Think tank: ‘Scrap minimum wage to fix welfare’
The minimum wage should be abolished or drastically reduced if Iain Duncan Smith is to finish his welfare reform agenda, a think tank has argued.
The report by the Institute of Economic Affairs (IEA), a right-wing thinktank, agrees with the principles behind the work and pensions secretary’s plans, but insists the reforms do not go far enough.
“Iain Duncan Smith has rightly analysed the welfare problem, but is only part of the way to a welfare solution,” said Mark Littlewood, IEA’s director general.
“Of course, we need to ensure that it pays to work. It’s insane that it can be more profitable to be on welfare than in employment.”
Other proposals in the report include introducing ‘workfare’ schemes based on a US model which makes it compulsory for benefit recipients to continue to work at local councils’ expense – the aim being that “the daily life of benefit recipients should not be that different from the daily life of their working peers”.
The report added: “It would also provide a strong financial incentive for local authorities to get people back into work as soon as possible.”

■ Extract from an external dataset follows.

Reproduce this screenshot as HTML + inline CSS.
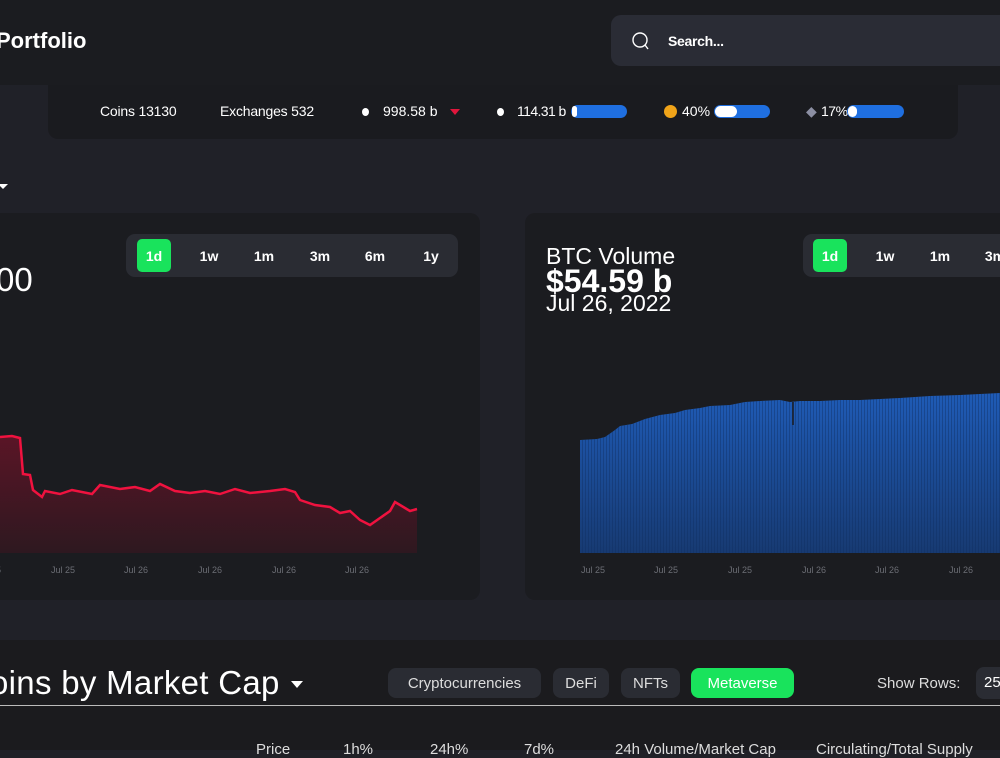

Mr Littlewood added: “It’s not enough to ensure that work pays, we also need to be conscious of the greater benefit of leisure time that is gained by those who don’t work.
The IEA claimed such schemes would have to be piloted by local authorities and that if determined by Whitehall the proposed system would be “a mess”.
Mr Duncan Smith plans to replace the existing complex benefit system with one ‘universal credit’ part of which can be retained once the claimant goes into work.
The thinktank said this was insufficient to make work attractive and suggested a ‘negative income tax’ determining allowances by type of household.
Mr Littlewood said of the universal credit: “Even under these new proposals, some people entering the workforce will face effective tax rates of 65%. Is keeping just 35p in every pond of wages really enough of an incentive?”
The government has hailed Mr Duncan Smith’s plans as the most significant reforms since the welfare state was introduced.
The furore that resulted from the government’s announcement of ending the universality of child benefit is likely to make the coalition more than a little wary of the more radical suggestions mooted by the thinktank, however.